Do Low-Cost Investments Give Investors Higher Returns?

Vincent Tey

Many investors are too fixated on picking the right stocks at the right time. Instead, they should be fixated on their total return after all fees.

Watch this video as Vincent Tey, Head of Advisory Team at Providend, shares why active management is a zero-sum game before cost, and the winners have to win at the expense of the losers.


1. What Are The Costs Involved In Investing In A Fund?

There are two kinds of fees – Transaction Fees and Annual Expense Fees. The transaction fee is the one-time fee that investors incur when investing in a fund. They are called sales charge, upfront fee and in some cases, it is the difference between the buying and selling price of the fund and we call them to bid and offer spread. There is no debate about it, the lower the cost, the better the returns.

Investors also should be careful of excessive switching fee if the account applies switching fee. One other form of the transaction fee that investors should be careful of is the redemption penalty in some investment structure. Be careful not to get into such structures.

For annual expense fee, it is the management fee, trading cost and also marketing expense of running a fund, also known as Total Expense Ratio (TER). Now as investors when we invest in a fund, our expectation is that with the fund managers’ education, skills and superior resources and time in monitoring the investment, they should consistently deliver better returns. In reality, however, research and historical data have shown that actively managed funds that charge high fees have consistently underperformed low-cost index funds.

2. What Are The Different Investment Approaches?

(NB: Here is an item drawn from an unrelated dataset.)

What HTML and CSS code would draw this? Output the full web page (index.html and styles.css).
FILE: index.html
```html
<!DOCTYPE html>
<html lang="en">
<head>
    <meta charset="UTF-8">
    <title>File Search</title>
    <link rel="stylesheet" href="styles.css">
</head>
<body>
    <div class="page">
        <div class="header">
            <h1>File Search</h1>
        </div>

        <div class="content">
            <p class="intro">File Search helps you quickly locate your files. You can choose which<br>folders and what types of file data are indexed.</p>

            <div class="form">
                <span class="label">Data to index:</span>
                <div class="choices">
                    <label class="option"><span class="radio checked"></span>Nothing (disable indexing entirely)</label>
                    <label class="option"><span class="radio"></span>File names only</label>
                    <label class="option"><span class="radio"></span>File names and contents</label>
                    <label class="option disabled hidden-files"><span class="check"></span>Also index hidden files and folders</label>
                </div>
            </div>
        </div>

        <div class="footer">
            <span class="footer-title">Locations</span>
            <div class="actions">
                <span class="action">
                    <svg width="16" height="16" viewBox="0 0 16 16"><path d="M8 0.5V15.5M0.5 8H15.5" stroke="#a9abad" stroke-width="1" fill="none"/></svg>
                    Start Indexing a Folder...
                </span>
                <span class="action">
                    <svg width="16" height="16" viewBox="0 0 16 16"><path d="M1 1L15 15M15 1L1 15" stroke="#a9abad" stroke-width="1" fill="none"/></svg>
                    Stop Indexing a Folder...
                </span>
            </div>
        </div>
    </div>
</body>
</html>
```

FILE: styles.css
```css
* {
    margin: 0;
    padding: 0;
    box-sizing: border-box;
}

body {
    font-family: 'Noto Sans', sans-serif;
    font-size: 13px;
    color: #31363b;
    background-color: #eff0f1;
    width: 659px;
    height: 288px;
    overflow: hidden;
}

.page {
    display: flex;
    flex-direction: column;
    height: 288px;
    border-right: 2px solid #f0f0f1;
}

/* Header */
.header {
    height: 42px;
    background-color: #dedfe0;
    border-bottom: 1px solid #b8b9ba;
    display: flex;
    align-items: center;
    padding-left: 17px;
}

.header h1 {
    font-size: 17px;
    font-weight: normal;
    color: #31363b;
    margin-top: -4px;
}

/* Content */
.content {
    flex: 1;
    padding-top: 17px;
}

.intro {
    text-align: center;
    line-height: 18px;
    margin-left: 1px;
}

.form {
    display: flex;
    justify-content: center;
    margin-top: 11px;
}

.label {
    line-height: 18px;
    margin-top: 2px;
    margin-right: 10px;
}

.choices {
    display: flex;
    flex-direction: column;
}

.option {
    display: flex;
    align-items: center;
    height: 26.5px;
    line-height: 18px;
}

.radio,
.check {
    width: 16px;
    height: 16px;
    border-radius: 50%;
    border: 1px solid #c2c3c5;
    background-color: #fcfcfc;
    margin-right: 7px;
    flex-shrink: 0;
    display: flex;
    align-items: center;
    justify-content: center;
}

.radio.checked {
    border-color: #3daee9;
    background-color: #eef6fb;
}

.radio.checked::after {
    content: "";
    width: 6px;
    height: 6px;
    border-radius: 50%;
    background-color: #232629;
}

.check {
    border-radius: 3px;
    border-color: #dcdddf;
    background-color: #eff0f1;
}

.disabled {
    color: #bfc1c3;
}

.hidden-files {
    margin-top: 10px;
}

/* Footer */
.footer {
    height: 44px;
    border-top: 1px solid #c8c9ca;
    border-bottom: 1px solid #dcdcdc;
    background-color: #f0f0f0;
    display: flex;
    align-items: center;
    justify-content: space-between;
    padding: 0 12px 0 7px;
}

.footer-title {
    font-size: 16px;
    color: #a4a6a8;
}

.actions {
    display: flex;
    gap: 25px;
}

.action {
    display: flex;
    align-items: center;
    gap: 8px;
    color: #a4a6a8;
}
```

Essentially, we can approach investment in two ways – passive investment or active investment. Passive investment refers to the buy and holds approach where we buy into a passively managed fund or known as an index fund. Passive investors believe that the market is efficient. They have the confidence that the price reflects the collective knowledge of all the investors and it is hard to consistently find mispriced securities. Passively managed funds usually have a low annual expense of about 0.5% per annum or lower.

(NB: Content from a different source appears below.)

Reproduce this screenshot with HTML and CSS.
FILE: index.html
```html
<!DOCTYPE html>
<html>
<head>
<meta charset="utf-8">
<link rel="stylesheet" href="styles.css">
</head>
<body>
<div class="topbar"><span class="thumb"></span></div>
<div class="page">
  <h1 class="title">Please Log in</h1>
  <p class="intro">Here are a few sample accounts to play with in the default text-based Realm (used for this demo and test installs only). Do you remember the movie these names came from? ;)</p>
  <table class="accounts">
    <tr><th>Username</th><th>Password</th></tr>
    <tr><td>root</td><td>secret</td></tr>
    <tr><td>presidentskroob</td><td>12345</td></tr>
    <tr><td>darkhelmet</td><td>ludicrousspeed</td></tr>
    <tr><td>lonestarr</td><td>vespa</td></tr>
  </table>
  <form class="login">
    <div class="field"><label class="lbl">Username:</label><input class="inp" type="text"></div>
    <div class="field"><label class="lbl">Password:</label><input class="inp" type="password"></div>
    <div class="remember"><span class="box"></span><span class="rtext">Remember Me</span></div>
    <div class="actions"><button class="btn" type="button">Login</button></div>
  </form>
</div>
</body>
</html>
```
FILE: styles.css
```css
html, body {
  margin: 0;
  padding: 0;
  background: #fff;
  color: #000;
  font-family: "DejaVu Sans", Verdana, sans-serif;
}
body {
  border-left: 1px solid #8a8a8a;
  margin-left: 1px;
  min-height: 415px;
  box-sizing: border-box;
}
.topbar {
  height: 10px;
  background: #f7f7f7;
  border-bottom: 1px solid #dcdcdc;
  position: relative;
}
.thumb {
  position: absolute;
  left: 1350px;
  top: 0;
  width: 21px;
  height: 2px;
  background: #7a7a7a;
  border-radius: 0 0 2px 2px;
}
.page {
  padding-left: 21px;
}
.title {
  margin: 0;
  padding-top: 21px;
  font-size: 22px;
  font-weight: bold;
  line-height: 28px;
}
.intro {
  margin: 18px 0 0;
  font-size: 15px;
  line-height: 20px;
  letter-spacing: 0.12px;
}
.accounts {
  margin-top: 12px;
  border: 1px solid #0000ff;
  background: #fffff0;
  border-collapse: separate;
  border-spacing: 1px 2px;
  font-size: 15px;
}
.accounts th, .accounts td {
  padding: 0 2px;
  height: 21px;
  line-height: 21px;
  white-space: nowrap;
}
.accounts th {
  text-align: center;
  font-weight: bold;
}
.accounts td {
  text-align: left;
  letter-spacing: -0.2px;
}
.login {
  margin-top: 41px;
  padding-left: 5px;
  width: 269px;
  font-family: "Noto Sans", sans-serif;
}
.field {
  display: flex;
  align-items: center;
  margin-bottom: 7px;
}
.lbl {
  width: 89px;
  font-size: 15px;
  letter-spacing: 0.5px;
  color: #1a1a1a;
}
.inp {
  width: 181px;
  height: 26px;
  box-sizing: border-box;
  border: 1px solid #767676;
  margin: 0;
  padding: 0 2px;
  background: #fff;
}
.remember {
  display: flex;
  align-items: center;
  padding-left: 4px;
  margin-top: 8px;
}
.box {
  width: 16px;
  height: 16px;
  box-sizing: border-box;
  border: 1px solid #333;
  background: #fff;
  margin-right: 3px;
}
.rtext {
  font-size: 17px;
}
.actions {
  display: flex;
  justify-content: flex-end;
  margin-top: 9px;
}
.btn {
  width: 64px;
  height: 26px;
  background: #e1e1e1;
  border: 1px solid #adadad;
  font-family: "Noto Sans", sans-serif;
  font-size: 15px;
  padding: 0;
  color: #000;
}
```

The active investment seeks to outperform the index through stock picking, market timing or sector rotation. They are called active funds. The fund managers can find any stock that is listed on the Singapore Stock Exchange and not limited to the STI component stocks. They believe that they can find mispricing securities, buy low and sell high. They also believe that they know which sector will do better or the market will go up or down in the future and profit from there. The annual expense of active funds is at about 2% or higher.

3. So, How Is The Performance Like For Each Investment Approach?

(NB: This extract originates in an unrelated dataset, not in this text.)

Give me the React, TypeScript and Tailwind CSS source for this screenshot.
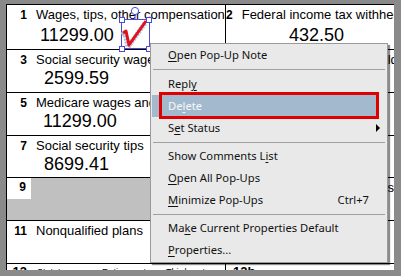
import React from 'react';

// context menu rows, u = index of the mnemonic letter
type MenuRow = { text?: string; u?: number; keys?: string; sub?: boolean; hot?: boolean; sep?: string };

const menu: MenuRow[] = [
  { text: 'Open Pop-Up Note', u: 0 },
  { sep: 'h-[7px]' },
  { text: 'Reply', u: 4 },
  { text: 'Delete', u: 2, hot: true },
  { text: 'Set Status', u: 1, sub: true },
  { sep: 'h-[6px]' },
  { text: 'Show Comments List', u: 15 },
  { text: 'Open All Pop-Ups', u: 0 },
  { text: 'Minimize Pop-Ups', u: 0, keys: 'Ctrl+7' },
  { sep: 'h-[6px]' },
  { text: 'Make Current Properties Default', u: 2 },
  { text: 'Properties...', u: 0 },
];

const Mnemonic = ({ text, u }: { text: string; u: number }) => (
  <span>
    {text.slice(0, u)}
    <span className="underline underline-offset-[2px] decoration-1">{text[u]}</span>
    {text.slice(u + 1)}
  </span>
);

const Label = ({ n, text }: { n: string; text: string }) => (
  <div className="flex items-center h-[16px] mt-[2px] whitespace-nowrap">
    <span className="w-[20px] text-right font-bold text-[12px]">{n}</span>
    <span className="ml-[9px] text-[13px]">{text}</span>
  </div>
);

const Value = ({ v, ml, mt = 'mt-0' }: { v: string; ml: string; mt?: string }) => (
  <div className={`text-[18px] leading-[21px] ${mt} ${ml}`}>{v}</div>
);

function Form() {
  return (
    <div className="grid grid-cols-[219px_1fr] grid-rows-[45px_43px_43px_42px_43px_43px_1fr] h-full font-['Liberation_Sans',Arial,sans-serif] text-black">
      {/* row 1 */}
      <div className="border-r border-b border-black">
        <Label n="1" text="Wages, tips, other compensation" />
        <Value v="11299.00" ml="ml-[33px]" mt="mt-[2px]" />
      </div>
      <div className="border-b border-black overflow-hidden">
        <Label n="2" text="Federal income tax withheld" />
        <Value v="432.50" ml="ml-[63px]" mt="mt-[2px]" />
      </div>
      {/* row 2 */}
      <div className="border-r border-b border-black">
        <Label n="3" text="Social security wages" />
        <Value v="2599.59" ml="ml-[37px]" />
      </div>
      <div className="border-b border-black overflow-hidden">
        <Label n="4" text="Social security tax withheld" />
      </div>
      {/* row 3 */}
      <div className="border-r border-b border-black">
        <Label n="5" text="Medicare wages and tips" />
        <Value v="11299.00" ml="ml-[36px]" />
      </div>
      <div className="border-b border-black overflow-hidden">
        <Label n="6" text="Medicare tax withheld" />
      </div>
      {/* row 4 */}
      <div className="border-r border-b border-black">
        <Label n="7" text="Social security tips" />
        <Value v="8699.41" ml="ml-[37px]" />
      </div>
      <div className="border-b border-black overflow-hidden">
        <Label n="8" text="Allocated tips" />
      </div>
      {/* row 5 */}
      <div className="border-r border-b border-black bg-[#c0c0c0]">
        <div className="w-[24px] h-[21px] bg-white flex justify-end pr-[5px] pt-[3px] font-bold text-[12px] leading-none">9</div>
      </div>
      <div className="border-b border-black overflow-hidden">
        <Label n="10" text="Dependent care benefits" />
      </div>
      {/* row 6 */}
      <div className="border-r border-b border-black">
        <Label n="11" text="Nonqualified plans" />
      </div>
      <div className="border-b border-black overflow-hidden">
        <div className="pl-[7px] pt-[2px] font-bold text-[13px]">12a</div>
      </div>
      {/* row 7 */}
      <div className="border-r border-black flex items-start whitespace-nowrap">
        <span className="w-[20px] text-right font-bold text-[13px] leading-[14px] mt-[1px]">13</span>
        <span className="ml-[10px] text-[9px] leading-[12px] mt-[2px]">Statutory</span>
        <span className="ml-[29px] text-[9px] leading-[12px] mt-[2px]">Retirement</span>
        <span className="ml-[20px] text-[9px] leading-[12px] mt-[2px]">Third-party</span>
      </div>
      <div className="overflow-hidden">
        <div className="pl-[7px] pt-[1px] font-bold text-[13px] leading-[14px]">12b</div>
      </div>
    </div>
  );
}

function CheckNote() {
  return (
    <div className="absolute left-[115px] top-[6px] w-[40px] h-[48px]">
      <svg width="40" height="48" viewBox="0 0 40 48">
        {/* rotate handle */}
        <line x1="20" y1="9" x2="20" y2="13" stroke="#4a4ad8" strokeWidth="1" />
        <circle cx="20" cy="5" r="3.6" fill="white" stroke="#4a4ad8" strokeWidth="1" />
        {/* bounding box */}
        <rect x="6.5" y="13.5" width="28" height="29" fill="none" stroke="#4a4ad8" strokeWidth="1" />
        {/* check shadow */}
        <path d="M8 27 L11 25 L14 39 L31 15" fill="none" stroke="#aebfd8" strokeWidth="5" strokeDasharray="2 1" strokeLinejoin="round" transform="translate(-1 2)" />
        {/* red check */}
        <path d="M8 27 L11 25 L14 39 L31 15" fill="none" stroke="#e0101c" strokeWidth="3" strokeLinejoin="round" />
        {/* handles */}
        <rect x="4.5" y="11.5" width="5" height="5" fill="white" stroke="#4a4ad8" />
        <rect x="31.5" y="11.5" width="5" height="5" fill="white" stroke="#4a4ad8" />
        <rect x="4.5" y="40.5" width="5" height="5" fill="white" stroke="#4a4ad8" />
        <rect x="31.5" y="40.5" width="5" height="5" fill="white" stroke="#4a4ad8" />
      </svg>
    </div>
  );
}

function ContextMenu() {
  return (
    <div className="absolute left-[150px] top-[43px] w-[238px] h-[220px] bg-[#e9e9e9] border border-[#9a9a9a] shadow-[2px_2px_1px_rgba(0,0,0,0.45)] font-['Noto_Sans',sans-serif] text-[11.2px] text-[#111]">
      {menu.map((m, i) =>
        m.sep ? (
          <div key={i} className={`${m.sep} flex items-center px-[2px]`}>
            <div className="h-px w-full bg-[#a0a0a0]" />
          </div>
        ) : (
          <div
            key={i}
            className={`h-[22px] flex items-center whitespace-nowrap ${
              m.hot ? 'ml-[1px] mr-[11px] pl-[16px] bg-[#a3b9cd] text-[#f6f8fa]' : 'pl-[17px] pr-[18px]'
            }`}
          >
            <Mnemonic text={m.text!} u={m.u!} />
            {m.keys && <span className="ml-auto">{m.keys}</span>}
            {m.sub && (
              <span className="ml-auto mr-[-11px] w-0 h-0 border-y-[4px] border-y-transparent border-l-[4px] border-l-black" />
            )}
          </div>
        )
      )}
    </div>
  );
}

export default function App() {
  return (
    <div className="relative w-[401px] h-[276px] bg-[#8a8a8a] pl-[6px] pt-[4px] pr-[7px] pb-[6px] overflow-hidden">
      <div className="h-full bg-white border-l border-t border-black overflow-hidden">
        <Form />
      </div>
      <CheckNote />
      <ContextMenu />
      {/* highlight frame drawn over the Delete entry */}
      <div className="absolute left-[159px] top-[92px] w-[220px] h-[27px] border-[3px] border-[#e00000]" />
    </div>
  );
}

According to the data compiled by S&P Dow Jones Indices, the number of actively managed U.S. equity funds that beat the S&P 500 index over a period of ten years is less than 15%. Overwhelmingly, the majority of the funds failed to beat the index or the benchmark. Even in less efficient markets such as the Emerging Market, the number of actively managed Emerging Market funds in the U.S. that beat the S&P/IFCI index over a period of ten years is only around 18%.

Survivorship of the active funds is an even more worrying fact for investors beside underperformance. Over ten years, only 54.35% of the active funds that are benchmarked against the S&P 500 Index survived with the rest closing or merging with another fund. So, choosing an active fund that outperforms the index is one challenge. Choosing one that will still be in business for over ten years is another.

4. Why Do Most Active Funds Underperform?

One clear reason is the fee. Before cost, active investment is a zero-sum game. Active investors that earn above-market returns at the expense of other active investors. For example, let’s assume that there are only two fund managers in the markets – A and B. And let’s assume that the markets give a return of 10%. So, if Fund Manager A earns a return of 15%, that would mean Fund Manager B will only earn 5%.

After cost, however, active investment is a negative-sum game. Let’s assume that the running cost of both the funds is 2%. That would mean that Fund A will earn a net return of 13% and that of Fund B is only 3%. The average of these two funds is 8% which is 2% below the market return because of cost.